Officials appealed for calm as people tried to force their way into secret police offices in Erfurt.

In Leipzig, where about 200,000 people attended a rally calling for German unification, 30 demonstrators were allowed inside the secret police headquarters, including opposition leader Wolfgang Schnur.

East Germany’s official ADN news agency said the group was let in ″after massive demands of demonstrators who had surrounded the building.″ It said the protesters presented their grievances and departed but 200 other demonstrators who refused to leave were permitted inside later to tour the building.

Parts of the building were sealed off to prevent documents from being smuggled out and Schnur said citizens would take part in making sure the papers remained there.

Wolfgang Schwanitz, new chief of national security, ordered flights to Romania halted because of reports that sensitive material was being smuggled to the Warsaw Pact ally, whose leader, Nicolae Ceausescu, has rejected reform.

Officials said there was no proof documents were being sent there. Opposition sources said earlier that important documents were taken from party headquarters to Schoenfeld airport for flights to Romania.

Premier Hans Modrow, who emerged as the leading political figure one day after the entire Communist Party leadership resigned, was not in East Germany. He led a three-member delegation to the Warsaw Pact summit in Moscow

At the huge Leipzig rally, the crowd applauded and cheered as speakers called for a united Germany. Demonstrators waved dozens of West German flags in front of the secret police headquarters. One flag was draped over a surveillance camera mounted outside the headquarters.

It was the third week that calls for German reunification dominated the Monday night Leipzig protests, and the demands were more pronounced than ever.

ADN reported 60,000 people rallied in Karl-Marx-Stadt, 10,000 in Schwerin and tens of thousands in Dresden.

President Bush indicated at a special session of NATO leaders in Brussels that a single Germany loyal to NATO would satisfy both the German yearning for unity and a nation’s right to self-determination, but added later to reporters:

″We are not trying to accelerate the process. It’s better to let things move on their own.″

The Christian Democrats, one of four parties allied with the Communists, said they were cutting those ties, East German television reported. It said they demanded that Egon Krenz, who resigned as Communist Party chief Sunday along with the Politburo, also give up the largely ceremonial post of president.

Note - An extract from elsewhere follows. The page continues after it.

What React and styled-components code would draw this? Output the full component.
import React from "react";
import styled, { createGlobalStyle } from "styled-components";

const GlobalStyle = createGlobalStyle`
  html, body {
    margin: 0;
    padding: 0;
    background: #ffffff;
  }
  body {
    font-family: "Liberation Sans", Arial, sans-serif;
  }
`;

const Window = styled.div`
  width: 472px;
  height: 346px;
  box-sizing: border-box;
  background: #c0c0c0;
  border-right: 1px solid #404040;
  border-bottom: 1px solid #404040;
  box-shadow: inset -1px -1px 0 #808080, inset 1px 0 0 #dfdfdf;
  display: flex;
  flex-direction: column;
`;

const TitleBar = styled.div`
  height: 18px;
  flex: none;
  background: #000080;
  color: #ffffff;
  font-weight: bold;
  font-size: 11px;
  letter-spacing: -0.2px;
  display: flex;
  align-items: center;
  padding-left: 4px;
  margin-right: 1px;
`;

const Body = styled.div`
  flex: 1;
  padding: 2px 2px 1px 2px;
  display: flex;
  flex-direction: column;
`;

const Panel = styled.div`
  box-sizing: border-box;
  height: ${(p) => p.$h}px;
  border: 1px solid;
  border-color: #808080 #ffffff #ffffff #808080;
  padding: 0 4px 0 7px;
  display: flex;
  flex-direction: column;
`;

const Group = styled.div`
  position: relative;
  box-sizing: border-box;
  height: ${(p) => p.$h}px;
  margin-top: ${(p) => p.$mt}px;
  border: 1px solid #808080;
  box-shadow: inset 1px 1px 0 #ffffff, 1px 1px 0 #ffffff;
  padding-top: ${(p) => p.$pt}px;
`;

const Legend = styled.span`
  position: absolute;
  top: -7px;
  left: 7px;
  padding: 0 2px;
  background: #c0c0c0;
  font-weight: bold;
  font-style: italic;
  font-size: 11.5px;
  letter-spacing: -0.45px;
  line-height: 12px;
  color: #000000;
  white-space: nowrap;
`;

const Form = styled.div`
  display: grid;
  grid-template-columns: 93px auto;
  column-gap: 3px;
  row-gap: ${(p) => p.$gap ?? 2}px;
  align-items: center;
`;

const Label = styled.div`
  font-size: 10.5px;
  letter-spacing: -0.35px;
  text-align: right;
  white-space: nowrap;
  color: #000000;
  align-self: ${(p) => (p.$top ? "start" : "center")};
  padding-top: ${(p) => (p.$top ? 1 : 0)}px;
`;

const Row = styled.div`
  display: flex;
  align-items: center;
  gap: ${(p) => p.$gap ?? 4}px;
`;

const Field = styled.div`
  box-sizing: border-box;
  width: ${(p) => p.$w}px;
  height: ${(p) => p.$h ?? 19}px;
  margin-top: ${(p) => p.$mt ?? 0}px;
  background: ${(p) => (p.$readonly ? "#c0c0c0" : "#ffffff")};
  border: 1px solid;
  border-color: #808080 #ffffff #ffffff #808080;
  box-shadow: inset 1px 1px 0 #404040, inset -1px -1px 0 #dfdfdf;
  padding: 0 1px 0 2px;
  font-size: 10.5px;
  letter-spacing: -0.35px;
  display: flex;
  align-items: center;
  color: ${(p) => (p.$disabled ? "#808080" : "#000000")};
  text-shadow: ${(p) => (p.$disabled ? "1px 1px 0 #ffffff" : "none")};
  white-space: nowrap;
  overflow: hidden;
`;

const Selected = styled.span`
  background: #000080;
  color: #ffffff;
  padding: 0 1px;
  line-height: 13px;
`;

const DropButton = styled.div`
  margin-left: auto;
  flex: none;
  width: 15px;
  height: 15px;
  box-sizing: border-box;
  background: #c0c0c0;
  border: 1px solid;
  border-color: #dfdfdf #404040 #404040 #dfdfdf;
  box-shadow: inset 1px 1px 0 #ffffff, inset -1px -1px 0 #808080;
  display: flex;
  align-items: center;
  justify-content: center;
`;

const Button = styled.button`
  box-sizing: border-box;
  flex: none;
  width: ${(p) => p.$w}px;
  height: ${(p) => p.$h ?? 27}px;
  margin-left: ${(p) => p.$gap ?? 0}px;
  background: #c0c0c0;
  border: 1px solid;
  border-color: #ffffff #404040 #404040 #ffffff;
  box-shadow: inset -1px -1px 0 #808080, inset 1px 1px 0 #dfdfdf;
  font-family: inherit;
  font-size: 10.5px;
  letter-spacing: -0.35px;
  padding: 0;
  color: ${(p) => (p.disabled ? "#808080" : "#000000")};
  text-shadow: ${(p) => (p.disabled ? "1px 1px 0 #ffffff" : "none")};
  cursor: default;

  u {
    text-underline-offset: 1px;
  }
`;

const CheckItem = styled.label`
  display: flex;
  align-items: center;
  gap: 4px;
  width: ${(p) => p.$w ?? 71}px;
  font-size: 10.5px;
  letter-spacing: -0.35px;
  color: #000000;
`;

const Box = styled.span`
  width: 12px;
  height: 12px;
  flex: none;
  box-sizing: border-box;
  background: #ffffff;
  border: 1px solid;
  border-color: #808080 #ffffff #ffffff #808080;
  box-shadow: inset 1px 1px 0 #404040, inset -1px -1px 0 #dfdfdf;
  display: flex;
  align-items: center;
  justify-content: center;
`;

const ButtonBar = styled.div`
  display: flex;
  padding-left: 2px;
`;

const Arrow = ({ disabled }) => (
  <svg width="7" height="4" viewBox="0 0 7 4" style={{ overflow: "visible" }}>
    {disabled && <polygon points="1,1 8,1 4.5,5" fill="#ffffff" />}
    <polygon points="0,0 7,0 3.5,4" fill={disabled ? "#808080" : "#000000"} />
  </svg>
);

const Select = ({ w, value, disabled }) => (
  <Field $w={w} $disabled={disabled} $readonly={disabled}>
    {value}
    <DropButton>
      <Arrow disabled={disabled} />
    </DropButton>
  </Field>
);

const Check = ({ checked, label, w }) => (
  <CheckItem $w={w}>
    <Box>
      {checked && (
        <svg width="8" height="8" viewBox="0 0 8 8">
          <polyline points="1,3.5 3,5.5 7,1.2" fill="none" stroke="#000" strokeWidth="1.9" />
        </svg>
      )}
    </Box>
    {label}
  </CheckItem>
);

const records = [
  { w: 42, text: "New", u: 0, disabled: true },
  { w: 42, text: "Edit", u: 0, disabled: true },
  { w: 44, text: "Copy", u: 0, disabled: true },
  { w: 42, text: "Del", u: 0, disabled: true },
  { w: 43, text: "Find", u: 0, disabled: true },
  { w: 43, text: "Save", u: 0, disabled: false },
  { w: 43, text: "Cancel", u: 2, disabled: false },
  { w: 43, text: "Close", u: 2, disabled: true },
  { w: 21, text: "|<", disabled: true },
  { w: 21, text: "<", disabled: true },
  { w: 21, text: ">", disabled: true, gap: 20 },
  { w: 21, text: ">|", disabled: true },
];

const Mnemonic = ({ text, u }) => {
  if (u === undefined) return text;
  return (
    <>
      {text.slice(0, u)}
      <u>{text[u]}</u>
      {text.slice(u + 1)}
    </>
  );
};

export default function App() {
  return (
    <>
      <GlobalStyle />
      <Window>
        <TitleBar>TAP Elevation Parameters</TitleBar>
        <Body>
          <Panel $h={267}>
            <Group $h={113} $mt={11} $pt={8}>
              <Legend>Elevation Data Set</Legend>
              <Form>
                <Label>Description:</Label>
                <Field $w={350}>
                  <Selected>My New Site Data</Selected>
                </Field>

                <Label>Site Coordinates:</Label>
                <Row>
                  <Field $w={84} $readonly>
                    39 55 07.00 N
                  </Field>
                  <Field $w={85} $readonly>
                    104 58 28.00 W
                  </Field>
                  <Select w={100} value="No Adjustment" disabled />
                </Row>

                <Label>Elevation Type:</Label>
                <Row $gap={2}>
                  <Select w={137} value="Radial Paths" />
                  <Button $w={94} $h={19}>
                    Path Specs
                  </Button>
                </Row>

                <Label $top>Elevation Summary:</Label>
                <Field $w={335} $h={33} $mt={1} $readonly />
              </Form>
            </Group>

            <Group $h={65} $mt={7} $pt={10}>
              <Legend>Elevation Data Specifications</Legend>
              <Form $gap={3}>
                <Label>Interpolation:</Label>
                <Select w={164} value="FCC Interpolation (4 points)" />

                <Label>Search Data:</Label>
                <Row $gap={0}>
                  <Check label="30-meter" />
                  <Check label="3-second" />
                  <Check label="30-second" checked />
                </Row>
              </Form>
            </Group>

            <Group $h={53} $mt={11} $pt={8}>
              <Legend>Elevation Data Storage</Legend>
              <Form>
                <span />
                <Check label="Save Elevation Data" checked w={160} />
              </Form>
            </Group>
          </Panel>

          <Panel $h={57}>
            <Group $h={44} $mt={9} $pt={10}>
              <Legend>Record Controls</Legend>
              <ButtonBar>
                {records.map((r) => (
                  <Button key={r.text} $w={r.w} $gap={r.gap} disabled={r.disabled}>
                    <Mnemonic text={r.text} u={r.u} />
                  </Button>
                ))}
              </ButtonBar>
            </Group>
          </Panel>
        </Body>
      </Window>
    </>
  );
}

Brigitte Zimmermann, spokeswoman for the party’s interim governing committee, a reform-minded group of 25 people, appealed for calm to avoid ″anarchy and chaos.″

″The committee members have been troubled to learn of indications of people taking the law into their own hands and trying to forcefully enter public buildings,″ she said in a statement read to reporters in East Berlin.

Flights have been prohibited, as part of the anti-corruption crackdown, in the area of a huge depot stocked with weapons the ousted leaders were selling in the Middle East, Africa and Latin America.

Alexander Schalck-Golodkowski, a ranking former official who ran the weapons operation, has fled the country. The government said late Monday it was enlisting its embassies in an international search for him.

Officials in West Berlin said Schalck-Golodkowski might be there.

In the first official cooperation between the government and opposition, a joint commission was formed to investigate corruption under Erich Honecker, who led the Communist Party for 18 years until Krenz replaced him in October.

Government spokesman Wolfgang Meyer promised the joint commission would root out all cases of ″corruption and misuse of office.‴

Two former members of the Politburo have been imprisoned as a result of anti-corruption investigations and 12 former leaders have been expelled from the party.

Opposition members urged citizens during a news conference Monday to ″block coverup attempts and illegal removals″ of documents and other items. Lothar Scharsich, spokesman for the opposition group New Forum, also pleaded for ″no violence.″

In Bonn, the chief aide to Chancellor Helmut Kohl of West Germany said the East German party was ″incapable of acting″ and had ″totally lost the trust of its supporters, its members and the people.″

Rudolf Seiters has been negotiating with with East German leaders on financial aid, in exchange for which West Germany demands free elections and economic reform, and laying the groundwork for a visit by Kohl to East Germany.